The very earliest that the Inquiry report could be published and laid before parliament is therefore September 2026, which even now looks deeply unlikely. We may soon get some clarity (and hopefully explanation) as I understand Sir Wyn Williams intends to deliver some kind of on-the-record update later this month.

Prosecutions a long way off

There are major implications to this latest delay. There is a likelihood, given the number and age of the people affected by this scandal, that more victims will die before Inquiry produces its final report. We also know that (for reasons which I still think don’t bear proper scrutiny), the police investigation into possible criminal activity at the Post Office (Operation Olympos) is waiting for the Inquiry’s final report before recommending charges to the Crown Prosecutions Service, despite spending what has ramped up to £750,000 a month on its own six year investigation. Op Olympos’ last pronouncement was a warning that notwithstanding the Inquiry’s final report, it needed the cash to nearly double the number of its investigators, or there would be no prosecutions for another five years.

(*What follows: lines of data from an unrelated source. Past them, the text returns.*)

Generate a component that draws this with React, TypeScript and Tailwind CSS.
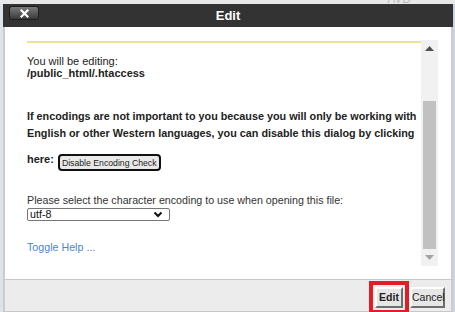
import React from "react";

export default function App() {
  return (
    <div className="w-[455px] h-[312px] overflow-hidden flex flex-col bg-[#e8e8e8] font-['Liberation_Sans',Arial,sans-serif]">
      <div className="h-[4px] shrink-0 bg-[#e8e8e8] flex justify-end pr-[44px] overflow-hidden">
        <span className="text-[12px] leading-[12px] -mt-[7px] text-[#b9bec4]">AVD</span>
      </div>
      <div className="flex flex-1 min-h-0">
        <div className="w-[3px] bg-[#dde3ea]" />
        <div className="w-[450px] flex flex-col">
          {/* title bar */}
          <div className="h-[23px] shrink-0 bg-[#333333] flex items-start pt-[2px] px-[6px]">
            <div className="w-[30px] h-[14px] rounded-[3px] border border-[#1e1e1e] bg-gradient-to-b from-[#7a7a7a] via-[#5a5a5a] to-[#3a3a3a] flex items-center justify-center">
              <svg width="9" height="9" viewBox="0 0 9 9">
                <path d="M1.5 1.5 L7.5 7.5 M7.5 1.5 L1.5 7.5" stroke="#ffffff" strokeWidth="2.2" strokeLinecap="square" />
              </svg>
            </div>
            <div className="flex-1 text-center text-white font-bold text-[13px] leading-[19px]">Edit</div>
            <div className="w-[30px]" />
          </div>
          {/* body */}
          <div className="h-[252px] shrink-0 bg-white border-x-2 border-[#cccccc] pt-[13px] pb-[13px] pl-[22px] pr-[13px]">
            <div className="flex h-full">
              <div className="flex-1 overflow-hidden text-[#222222]">
                <div className="mt-[1px] h-[2px] bg-[#ebe293]" />
                <div className="mt-[12px] text-[11px] leading-[12px]">You will be editing:</div>
                <div className="text-[11px] leading-[12px] font-bold">/public_html/.htaccess</div>
                <div className="mt-[29px] text-[10.8px] leading-[17px] font-bold whitespace-nowrap">
                  If encodings are not important to you because you will only be working with
                  <br />
                  English or other Western languages, you can disable this dialog by clicking
                </div>
                <div className="mt-[11px] flex items-start">
                  <span className="text-[11px] leading-[13px] font-bold">here:</span>
                  <button className="ml-[4px] mt-[1px] h-[17px] px-[2px] rounded-[4px] border-2 border-[#111111] bg-[#e9e9e9] text-[8.7px] leading-[12px] text-[#222222] whitespace-nowrap">
                    Disable Encoding Check
                  </button>
                </div>
                <div className="mt-[23px] text-[10.7px] leading-[13px] text-[#333333]">
                  Please select the character encoding to use when opening this file:
                </div>
                <div className="mt-[1px] w-[143px] h-[13px] border border-[#767676] rounded-[2px] flex items-center justify-between pl-[2px] pr-[6px]">
                  <span className="text-[10.7px] leading-[11px] text-[#111111]">utf-8</span>
                  <svg width="10" height="7" viewBox="0 0 10 7">
                    <path d="M1.5 1.5 L5 5 L8.5 1.5" stroke="#111111" strokeWidth="2" fill="none" />
                  </svg>
                </div>
                <div className="mt-[20px] text-[10.7px] leading-[13px] text-[#4a86c8]">Toggle Help ...</div>
              </div>
              {/* scrollbar */}
              <div className="w-[17px] bg-[#f1f1f1] flex flex-col">
                <div className="h-[17px] flex items-center justify-center">
                  <svg width="9" height="5" viewBox="0 0 9 5"><path d="M0 5 L4.5 0 L9 5 Z" fill="#505050" /></svg>
                </div>
                <div className="flex-1 px-[2px] pt-[44px]">
                  <div className="h-full bg-[#c1c1c1]" />
                </div>
                <div className="h-[17px] flex items-center justify-center">
                  <svg width="9" height="5" viewBox="0 0 9 5"><path d="M0 0 L4.5 5 L9 0 Z" fill="#a3a3a3" /></svg>
                </div>
              </div>
            </div>
          </div>
          {/* footer */}
          <div className="flex-1 bg-[#ececec] border-x-2 border-[#cccccc] border-t border-t-[#c8c8c8] border-b border-b-[#c8c8c8] flex items-start justify-end pt-[7px] pr-[6px] gap-[7px]">
            <button className="w-[28px] h-[21px] p-0 bg-[#e6e6e6] border-2 border-t-white border-l-white border-r-[#6e6e6e] border-b-[#6e6e6e] text-[10.5px] leading-[15px] font-bold text-[#222222] outline-4 outline-[#e31c25] outline-offset-2">
              Edit
            </button>
            <button className="w-[35px] h-[21px] p-0 bg-[#e6e6e6] border-2 border-t-white border-l-white border-r-[#6e6e6e] border-b-[#6e6e6e] text-[10.5px] leading-[15px] text-[#222222]">
              Cancel
            </button>
          </div>
        </div>
        <div className="w-[2px] bg-[#c8d6e4]" />
      </div>
    </div>
  );
}
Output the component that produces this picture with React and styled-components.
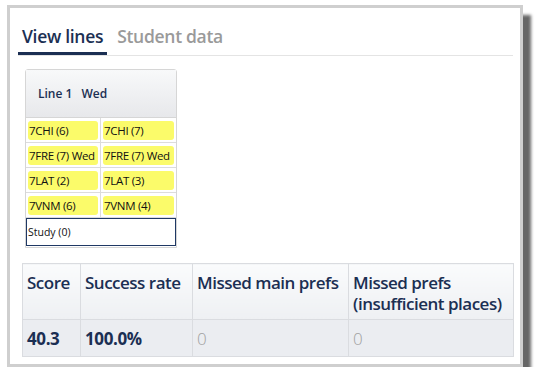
import React from 'react';
import styled, { createGlobalStyle } from 'styled-components';

const GlobalStyle = createGlobalStyle`
  html, body {
    margin: 0;
    padding: 0;
    background: #fff;
    font-family: 'Open Sans', 'Noto Sans', sans-serif;
  }
`;

const Frame = styled.div`
  box-sizing: border-box;
  margin: 5px 0 0 7px;
  width: 516px;
  height: 362px;
  border: 3px solid #cfcfcf;
  background: #fff;
  box-shadow: 8px 10px 3px rgba(0, 0, 0, 0.6);
  padding: 12px 7px 0 8px;
`;

const TabBar = styled.div`
  display: flex;
  border-bottom: 1px solid #e4e4e4;
  height: 35px;
`;

const Tab = styled.div`
  font-size: 17.5px;
  font-weight: 600;
  letter-spacing: -0.3px;
  padding: 0 4px;
  margin-right: 6px;
  color: ${(p) => (p.active ? '#1b2f53' : '#9a9a9a')};
  border-bottom: 3px solid ${(p) => (p.active ? '#1b2f53' : 'transparent')};
  line-height: 32px;
  height: 32px;
`;

const Card = styled.div`
  margin: 13px 0 0 7px;
  width: 150px;
  border: 1px solid #d6d6d6;
  border-radius: 3px 3px 0 0;
`;

const CardHeader = styled.div`
  height: 47px;
  display: flex;
  align-items: center;
  gap: 9px;
  padding-left: 12px;
  font-size: 12px;
  font-weight: 600;
  color: #1b2f53;
  background: linear-gradient(#f8f9fa, #e7e8eb);
  border-bottom: 1px solid #d6d6d6;
`;

const Grid = styled.div`
  display: grid;
  grid-template-columns: 1fr 1fr;
`;

const Cell = styled.div`
  height: 25px;
  box-sizing: border-box;
  padding: 3px 2px 3px 2px;
  border-bottom: 1px solid #dcdcdc;
  border-right: ${(p) => (p.left ? '1px solid #dcdcdc' : 'none')};
`;

const Pill = styled.div`
  height: 19px;
  background: #fbfb6a;
  border-radius: 3px;
  font-size: 11.5px;
  line-height: 19px;
  padding-left: 1px;
  color: #111;
  white-space: nowrap;
  letter-spacing: -0.3px;
`;

const Study = styled.div`
  height: 28px;
  box-sizing: border-box;
  border: 1px solid #1f3864;
  font-size: 10.5px;
  line-height: 26px;
  padding-left: 1px;
  color: #111;
  margin-bottom: 1px;
`;

const Table = styled.table`
  margin: 15px 0 0 4px;
  border-collapse: collapse;
  table-layout: fixed;
  width: 492px;
  color: #1b2f53;
`;

const Th = styled.th`
  text-align: left;
  vertical-align: top;
  white-space: nowrap;
  font-size: 17px;
  font-weight: 600;
  letter-spacing: -0.5px;
  line-height: 21px;
  height: 56px;
  box-sizing: border-box;
  padding: 8px 2px 0 4px;
  width: ${(p) => (p.w ? `${p.w}px` : 'auto')};
  border: 1px solid #dadce0;
  background: linear-gradient(#fafbfc, #eef0f3);
`;

const Td = styled.td`
  font-size: 17px;
  font-weight: ${(p) => (p.muted ? 300 : 700)};
  color: ${(p) => (p.muted ? '#a0a0a0' : '#1b2f53')};
  height: 37px;
  box-sizing: border-box;
  padding: 0 2px 0 4px;
  letter-spacing: -0.4px;
  white-space: nowrap;
  border: 1px solid #dadce0;
  border-top: none;
  background: #ebedf1;
`;

const rows = [
  ['7CHI (6)', '7CHI (7)'],
  ['7FRE (7) Wed', '7FRE (7) Wed'],
  ['7LAT (2)', '7LAT (3)'],
  ['7VNM (6)', '7VNM (4)'],
];

export default function App() {
  return (
    <>
      <GlobalStyle />
      <Frame>
        <TabBar>
          <Tab active>View lines</Tab>
          <Tab>Student data</Tab>
        </TabBar>
        <Card>
          <CardHeader>
            <span>Line 1</span>
            <span>Wed</span>
          </CardHeader>
          <Grid>
            {rows.map((r, i) => (
              <React.Fragment key={i}>
                <Cell left>
                  <Pill>{r[0]}</Pill>
                </Cell>
                <Cell>
                  <Pill>{r[1]}</Pill>
                </Cell>
              </React.Fragment>
            ))}
          </Grid>
          <Study>Study (0)</Study>
        </Card>
        <Table>
          <thead>
            <tr>
              <Th w={58}>Score</Th>
              <Th w={112}>Success rate</Th>
              <Th w={156}>Missed main prefs</Th>
              <Th>
                Missed prefs
                <br />
                (insufficient places)
              </Th>
            </tr>
          </thead>
          <tbody>
            <tr>
              <Td>40.3</Td>
              <Td>100.0%</Td>
              <Td muted>0</Td>
              <Td muted>0</Td>
            </tr>
          </tbody>
        </Table>
      </Frame>
    </>
  );
}
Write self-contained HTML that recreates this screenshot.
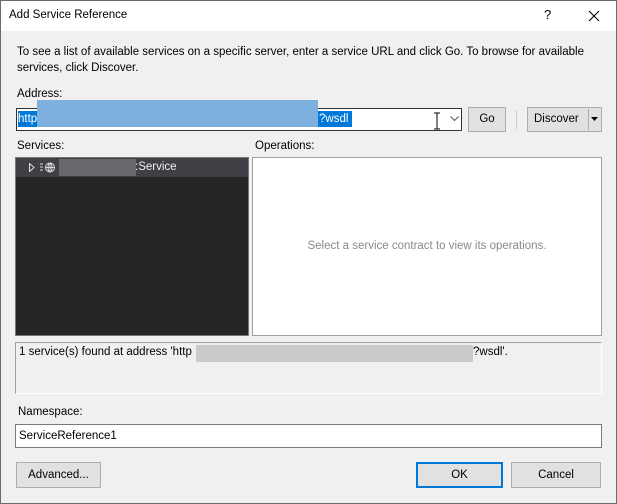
<!DOCTYPE html>
<html><head><style>
*{margin:0;padding:0;box-sizing:border-box}
body{width:617px;height:504px;background:#f0f0f0;font-family:"Segoe UI","Liberation Sans",sans-serif;font-size:11.5px;color:#000;position:relative;overflow:hidden}
.a{position:absolute;white-space:nowrap}
.btn{position:absolute;background:#e1e1e1;border:1px solid #adadad;text-align:center;line-height:23px}
</style></head><body>
<div class="a" style="left:0;top:0;width:617px;height:504px;border:1px solid #6b6b6b"></div>
<div class="a" style="left:1px;top:1px;width:615px;height:30px;background:#fff"></div>
<div class="a" style="left:9px;top:9px">Add Service Reference</div>
<div class="a" style="left:544px;top:7px;font-size:13px">?</div>
<svg class="a" style="left:588px;top:10px" width="12" height="12"><path d="M1 1L11 11M11 1L1 11" stroke="#000" stroke-width="1.1"/></svg>
<div class="a" style="left:17px;top:46px">To see a list of available services on a specific server, enter a service URL and click Go. To browse for available</div>
<div class="a" style="left:17px;top:62px">services, click Discover.</div>
<div class="a" style="left:17px;top:88px">Address:</div>
<div class="a" style="left:16px;top:108px;width:446px;height:23px;background:#fff;border:1px solid #333"></div>
<div class="a" style="left:18px;top:111px;width:334px;height:16px;background:#0078d7"></div>
<div class="a" style="left:18px;top:111px;color:#fff;line-height:16px">http</div>
<div class="a" style="left:37px;top:100px;width:281px;height:27px;background:#7eb0de"></div>
<div class="a" style="left:319px;top:111px;color:#fff;line-height:16px">?wsdl</div>
<svg class="a" style="left:432px;top:112px" width="10" height="18"><path d="M2 1H8M5 1V17M2 17H8" stroke="#000" stroke-width="1"/></svg>
<svg class="a" style="left:450px;top:116px" width="9" height="6"><path d="M0.5 0.5L4.5 4.5L8.5 0.5" stroke="#555" fill="none"/></svg>
<div class="btn" style="left:468px;top:107px;width:38px;height:25px">Go</div>
<div class="a" style="left:516px;top:110px;width:1px;height:19px;background:#ccc"></div>
<div class="btn" style="left:527px;top:107px;width:75px;height:25px;text-align:left;padding-left:6px">Discover</div>
<div class="a" style="left:588px;top:109px;width:1px;height:21px;background:#adadad"></div>
<svg class="a" style="left:591px;top:117px" width="7" height="4"><path d="M0 0H7L3.5 4Z" fill="#000"/></svg>
<div class="a" style="left:17px;top:140px">Services:</div>
<div class="a" style="left:255px;top:140px">Operations:</div>
<div class="a" style="left:15px;top:157px;width:234px;height:179px;background:#252526;border:1px solid #777"></div>
<div class="a" style="left:16px;top:158px;width:232px;height:19px;background:#3f3f46"></div>
<svg class="a" style="left:29px;top:163px" width="6" height="9"><path d="M0.5 0.5L5 4.5L0.5 8.5Z" fill="none" stroke="#ddd"/></svg>
<svg class="a" style="left:40px;top:161px" width="16" height="13"><path d="M0 3H3M0 6H3M0 9H3" stroke="#ddd"/><circle cx="10" cy="6.5" r="4.5" fill="none" stroke="#ddd"/><path d="M5.5 6.5H14.5M10 2V11" stroke="#ddd"/><ellipse cx="10" cy="6.5" rx="2" ry="4.5" fill="none" stroke="#ddd"/></svg>
<div class="a" style="left:59px;top:159px;width:77px;height:17px;background:#6a686c"></div>
<div class="a" style="left:135px;top:161px;color:#f0f0f0">:Service</div>
<div class="a" style="left:252px;top:157px;width:350px;height:179px;background:#fff;border:1px solid #a0a0a0"></div>
<div class="a" style="left:252px;top:240px;width:350px;text-align:center;color:#8a8a8a">Select a service contract to view its operations.</div>
<div class="a" style="left:15px;top:342px;width:587px;height:52px;border:1px solid #a0a0a0;border-right-color:#fff;border-bottom-color:#fff"></div>
<div class="a" style="left:19px;top:346px">1 service(s) found at address 'http</div>
<div class="a" style="left:196px;top:345px;width:277px;height:17px;background:#cbcbcb"></div>
<div class="a" style="left:473px;top:346px">?wsdl'.</div>
<div class="a" style="left:18px;top:406px">Namespace:</div>
<div class="a" style="left:15px;top:424px;width:587px;height:24px;background:#fff;border:1px solid #7a7a7a;padding-left:3px;line-height:22px">ServiceReference1</div>
<div class="btn" style="left:16px;top:462px;width:85px;height:26px;line-height:25px">Advanced...</div>
<div class="btn" style="left:416px;top:462px;width:87px;height:26px;border:2px solid #0078d7;line-height:23px">OK</div>
<div class="btn" style="left:511px;top:462px;width:90px;height:26px;line-height:25px">Cancel</div>
</body></html>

The Post Office started falsely prosecuting people using Horizon data 26 years ago. Sir Alan Bates started his campaign for justice in 23 years ago. Seventeen years ago this November, the Justice for Subpostmasters Alliance was formed. Seven years ago, Sir Alan and his fellow Subpostmasters won their civil case at the High Court. In 2020 the first convictions were quashed, the police investigation (Operation Olympos) began and a review, which became the Post Office Horizon IT Inquiry, was announced. The Inquiry (having been put on a statutory footing) launched proper four years ago. Its final open hearing was in December 2024. What’s another few months’ wait, eh?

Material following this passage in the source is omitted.